#### Records for this exercise ####

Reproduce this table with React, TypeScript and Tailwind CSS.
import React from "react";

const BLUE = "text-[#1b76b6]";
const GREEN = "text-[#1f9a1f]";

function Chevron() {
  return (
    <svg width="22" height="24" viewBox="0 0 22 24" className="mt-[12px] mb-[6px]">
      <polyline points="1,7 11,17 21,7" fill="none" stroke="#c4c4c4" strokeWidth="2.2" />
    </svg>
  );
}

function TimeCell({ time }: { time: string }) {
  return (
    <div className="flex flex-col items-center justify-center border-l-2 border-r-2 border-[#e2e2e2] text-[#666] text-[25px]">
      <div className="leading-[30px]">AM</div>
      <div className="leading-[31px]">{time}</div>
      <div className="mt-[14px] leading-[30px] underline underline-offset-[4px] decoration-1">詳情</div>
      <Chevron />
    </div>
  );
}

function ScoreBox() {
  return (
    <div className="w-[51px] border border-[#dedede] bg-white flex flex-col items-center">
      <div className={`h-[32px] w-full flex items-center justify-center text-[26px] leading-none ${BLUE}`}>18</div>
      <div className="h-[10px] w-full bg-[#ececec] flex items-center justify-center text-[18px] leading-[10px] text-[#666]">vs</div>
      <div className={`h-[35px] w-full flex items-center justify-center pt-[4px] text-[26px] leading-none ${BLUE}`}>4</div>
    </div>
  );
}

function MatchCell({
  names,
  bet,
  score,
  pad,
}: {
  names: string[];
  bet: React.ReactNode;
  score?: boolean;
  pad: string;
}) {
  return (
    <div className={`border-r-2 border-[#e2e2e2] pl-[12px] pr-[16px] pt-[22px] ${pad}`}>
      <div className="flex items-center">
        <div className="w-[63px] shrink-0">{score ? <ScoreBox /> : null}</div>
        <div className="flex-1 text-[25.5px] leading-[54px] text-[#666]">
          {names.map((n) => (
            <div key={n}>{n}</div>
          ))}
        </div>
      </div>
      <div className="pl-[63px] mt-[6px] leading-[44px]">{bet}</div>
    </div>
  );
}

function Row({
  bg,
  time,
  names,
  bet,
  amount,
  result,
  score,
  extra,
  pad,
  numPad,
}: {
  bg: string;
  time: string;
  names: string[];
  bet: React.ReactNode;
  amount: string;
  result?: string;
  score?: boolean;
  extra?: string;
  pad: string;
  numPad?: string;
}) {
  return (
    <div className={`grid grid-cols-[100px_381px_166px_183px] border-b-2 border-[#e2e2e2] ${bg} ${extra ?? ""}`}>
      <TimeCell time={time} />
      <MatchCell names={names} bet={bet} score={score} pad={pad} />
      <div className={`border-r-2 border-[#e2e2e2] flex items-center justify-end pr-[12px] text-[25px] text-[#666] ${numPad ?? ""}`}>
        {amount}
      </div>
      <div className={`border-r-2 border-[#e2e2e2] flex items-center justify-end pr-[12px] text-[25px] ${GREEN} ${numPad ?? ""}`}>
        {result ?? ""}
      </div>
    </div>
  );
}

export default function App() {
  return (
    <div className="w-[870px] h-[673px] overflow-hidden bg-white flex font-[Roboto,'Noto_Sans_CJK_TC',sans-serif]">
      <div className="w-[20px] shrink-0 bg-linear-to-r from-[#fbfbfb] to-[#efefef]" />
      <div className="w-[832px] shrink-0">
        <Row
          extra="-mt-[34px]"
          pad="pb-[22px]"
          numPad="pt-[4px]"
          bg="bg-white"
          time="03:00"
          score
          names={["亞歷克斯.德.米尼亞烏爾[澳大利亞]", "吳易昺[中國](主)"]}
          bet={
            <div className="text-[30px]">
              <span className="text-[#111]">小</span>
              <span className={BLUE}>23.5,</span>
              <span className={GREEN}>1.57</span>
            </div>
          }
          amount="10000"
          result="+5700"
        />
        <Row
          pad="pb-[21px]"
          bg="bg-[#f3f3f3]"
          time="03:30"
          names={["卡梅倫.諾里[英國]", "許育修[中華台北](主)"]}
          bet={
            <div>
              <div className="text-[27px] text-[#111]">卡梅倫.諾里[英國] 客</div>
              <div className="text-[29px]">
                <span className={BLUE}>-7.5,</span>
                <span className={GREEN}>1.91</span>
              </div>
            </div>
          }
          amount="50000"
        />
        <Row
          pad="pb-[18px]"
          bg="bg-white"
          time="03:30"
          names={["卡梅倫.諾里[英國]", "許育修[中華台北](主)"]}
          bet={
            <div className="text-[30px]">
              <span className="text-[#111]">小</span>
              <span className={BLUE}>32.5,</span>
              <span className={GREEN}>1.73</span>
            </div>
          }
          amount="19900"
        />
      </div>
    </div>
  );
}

####
#### Records for this exercise ####

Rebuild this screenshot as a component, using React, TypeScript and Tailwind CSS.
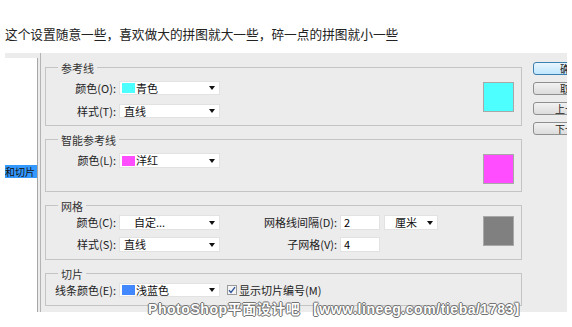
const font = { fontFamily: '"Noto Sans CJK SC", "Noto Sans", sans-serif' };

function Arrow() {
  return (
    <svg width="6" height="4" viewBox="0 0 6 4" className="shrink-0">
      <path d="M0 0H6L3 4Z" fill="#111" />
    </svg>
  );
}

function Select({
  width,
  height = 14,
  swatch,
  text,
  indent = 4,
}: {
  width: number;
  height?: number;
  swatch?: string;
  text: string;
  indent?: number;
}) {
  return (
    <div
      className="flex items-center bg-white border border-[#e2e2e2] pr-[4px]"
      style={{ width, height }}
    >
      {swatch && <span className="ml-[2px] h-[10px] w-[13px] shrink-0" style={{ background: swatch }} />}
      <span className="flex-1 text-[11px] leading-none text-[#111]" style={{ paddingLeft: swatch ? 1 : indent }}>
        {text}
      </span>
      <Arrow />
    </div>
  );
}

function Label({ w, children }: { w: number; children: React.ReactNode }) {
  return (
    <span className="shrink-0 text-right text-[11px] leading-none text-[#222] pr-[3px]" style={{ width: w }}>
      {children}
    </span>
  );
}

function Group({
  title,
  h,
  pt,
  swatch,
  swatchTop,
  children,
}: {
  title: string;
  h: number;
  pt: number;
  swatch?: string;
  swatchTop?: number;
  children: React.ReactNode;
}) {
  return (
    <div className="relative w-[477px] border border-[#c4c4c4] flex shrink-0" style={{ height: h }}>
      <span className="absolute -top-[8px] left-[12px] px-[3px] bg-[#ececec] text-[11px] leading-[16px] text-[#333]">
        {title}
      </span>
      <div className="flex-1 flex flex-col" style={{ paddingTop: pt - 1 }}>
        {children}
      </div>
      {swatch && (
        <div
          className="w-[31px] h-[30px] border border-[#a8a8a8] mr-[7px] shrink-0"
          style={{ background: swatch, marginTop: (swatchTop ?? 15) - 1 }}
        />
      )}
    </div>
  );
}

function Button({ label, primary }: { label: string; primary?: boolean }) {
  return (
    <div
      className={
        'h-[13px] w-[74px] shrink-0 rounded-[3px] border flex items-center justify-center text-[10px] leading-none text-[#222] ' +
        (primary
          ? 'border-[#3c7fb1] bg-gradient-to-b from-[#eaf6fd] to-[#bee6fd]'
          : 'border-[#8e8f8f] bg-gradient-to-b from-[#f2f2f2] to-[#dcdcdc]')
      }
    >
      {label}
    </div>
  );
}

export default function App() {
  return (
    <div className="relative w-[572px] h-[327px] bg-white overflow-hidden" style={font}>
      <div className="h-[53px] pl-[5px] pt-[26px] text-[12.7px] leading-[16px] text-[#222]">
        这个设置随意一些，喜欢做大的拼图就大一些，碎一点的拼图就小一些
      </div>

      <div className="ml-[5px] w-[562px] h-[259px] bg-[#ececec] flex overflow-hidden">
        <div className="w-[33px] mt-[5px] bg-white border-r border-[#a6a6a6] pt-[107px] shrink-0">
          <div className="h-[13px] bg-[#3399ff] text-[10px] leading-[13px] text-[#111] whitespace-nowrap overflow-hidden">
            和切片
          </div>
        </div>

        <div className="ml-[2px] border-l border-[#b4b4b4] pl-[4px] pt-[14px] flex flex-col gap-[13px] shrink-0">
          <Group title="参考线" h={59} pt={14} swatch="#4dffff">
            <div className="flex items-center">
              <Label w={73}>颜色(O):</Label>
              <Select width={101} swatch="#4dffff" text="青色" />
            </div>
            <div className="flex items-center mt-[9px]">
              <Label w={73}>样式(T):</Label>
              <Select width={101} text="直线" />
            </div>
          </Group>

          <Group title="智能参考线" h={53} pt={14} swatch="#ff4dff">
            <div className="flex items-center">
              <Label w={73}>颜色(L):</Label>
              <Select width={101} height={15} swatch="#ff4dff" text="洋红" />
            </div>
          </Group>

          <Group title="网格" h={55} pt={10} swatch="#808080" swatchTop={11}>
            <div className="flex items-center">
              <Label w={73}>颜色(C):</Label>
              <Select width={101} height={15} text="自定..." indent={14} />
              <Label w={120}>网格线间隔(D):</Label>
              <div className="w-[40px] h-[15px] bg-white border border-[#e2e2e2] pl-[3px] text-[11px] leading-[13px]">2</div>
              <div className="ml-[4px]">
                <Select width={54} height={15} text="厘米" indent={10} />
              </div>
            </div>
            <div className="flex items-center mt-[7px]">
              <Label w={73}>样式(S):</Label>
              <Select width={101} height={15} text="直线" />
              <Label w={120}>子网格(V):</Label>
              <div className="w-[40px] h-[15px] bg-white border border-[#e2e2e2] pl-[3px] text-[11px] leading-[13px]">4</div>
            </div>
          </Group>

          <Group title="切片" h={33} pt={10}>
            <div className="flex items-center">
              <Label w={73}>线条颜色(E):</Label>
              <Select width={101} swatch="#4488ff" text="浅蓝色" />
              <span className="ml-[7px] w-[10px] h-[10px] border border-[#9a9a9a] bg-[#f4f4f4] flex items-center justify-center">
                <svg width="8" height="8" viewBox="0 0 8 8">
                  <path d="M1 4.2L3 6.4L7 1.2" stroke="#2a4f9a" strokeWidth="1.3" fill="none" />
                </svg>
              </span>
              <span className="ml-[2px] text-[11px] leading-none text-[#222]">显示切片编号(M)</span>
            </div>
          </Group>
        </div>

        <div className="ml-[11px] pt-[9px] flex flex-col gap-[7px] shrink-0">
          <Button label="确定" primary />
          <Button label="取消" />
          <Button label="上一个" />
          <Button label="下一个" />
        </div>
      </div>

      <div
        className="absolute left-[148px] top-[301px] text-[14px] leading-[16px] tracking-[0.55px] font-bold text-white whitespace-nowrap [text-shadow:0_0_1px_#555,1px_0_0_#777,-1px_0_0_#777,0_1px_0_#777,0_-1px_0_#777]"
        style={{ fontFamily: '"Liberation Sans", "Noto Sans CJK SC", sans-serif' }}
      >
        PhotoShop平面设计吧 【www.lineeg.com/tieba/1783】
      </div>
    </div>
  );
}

####
#### Records for this exercise ####

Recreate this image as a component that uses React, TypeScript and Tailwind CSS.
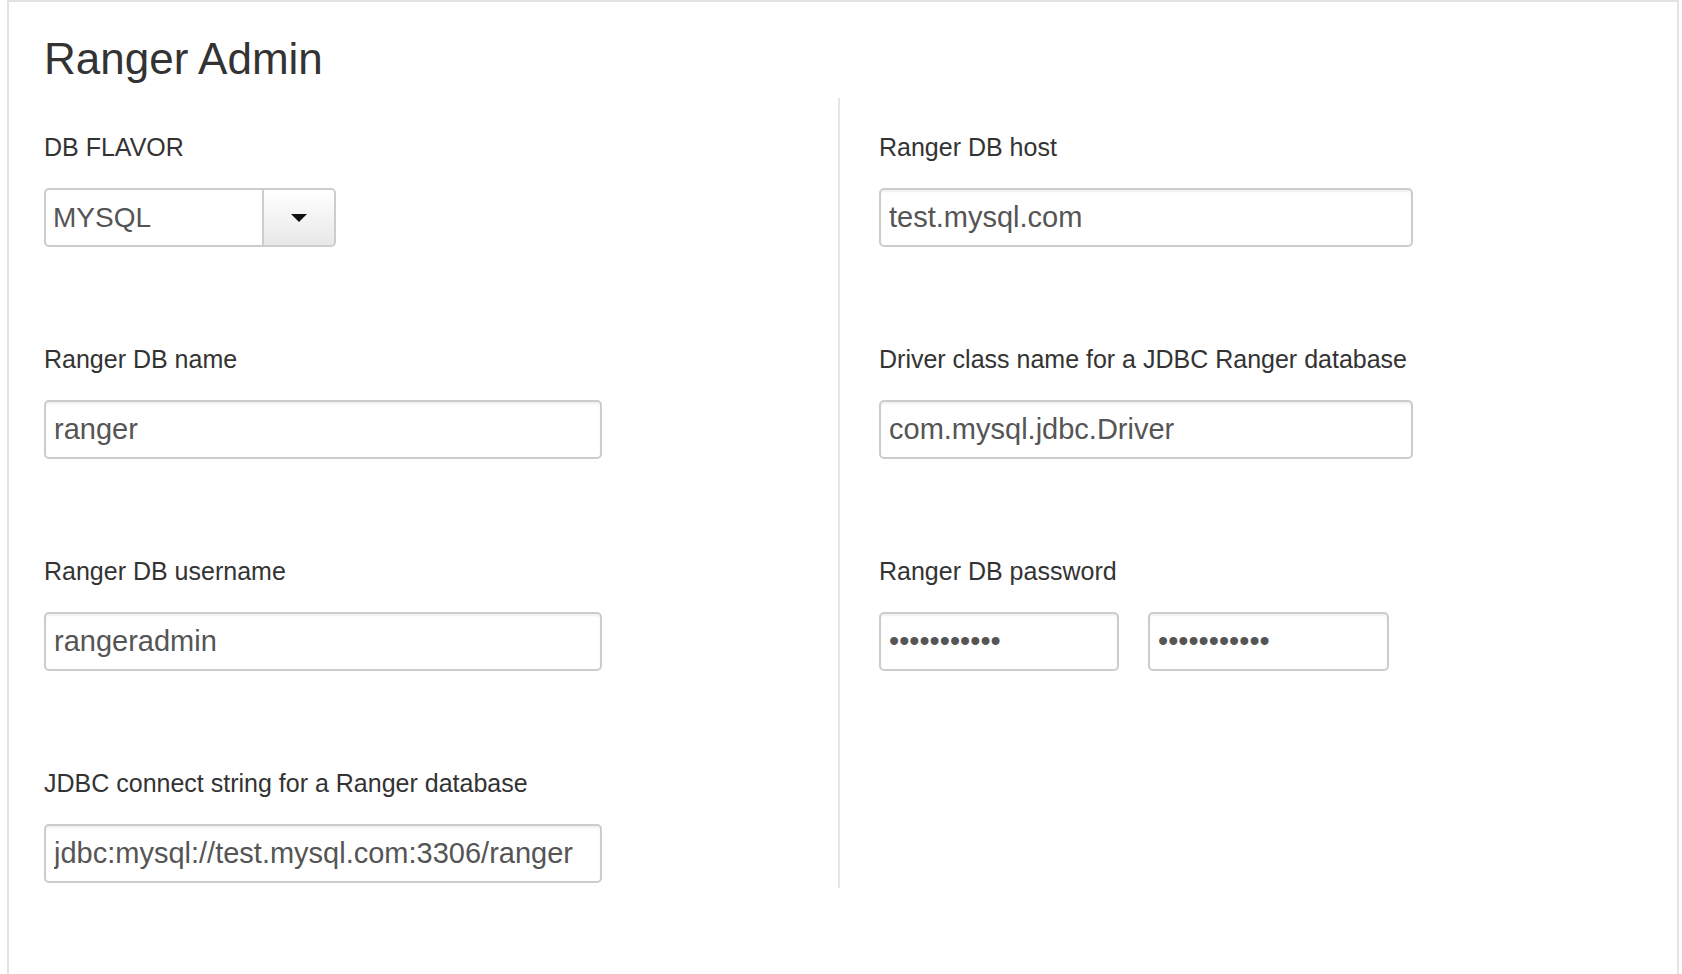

####

> Problem to solve
Going through the data, tally the lines containing "Tailwind" and report only the result.

> Exercise solution
3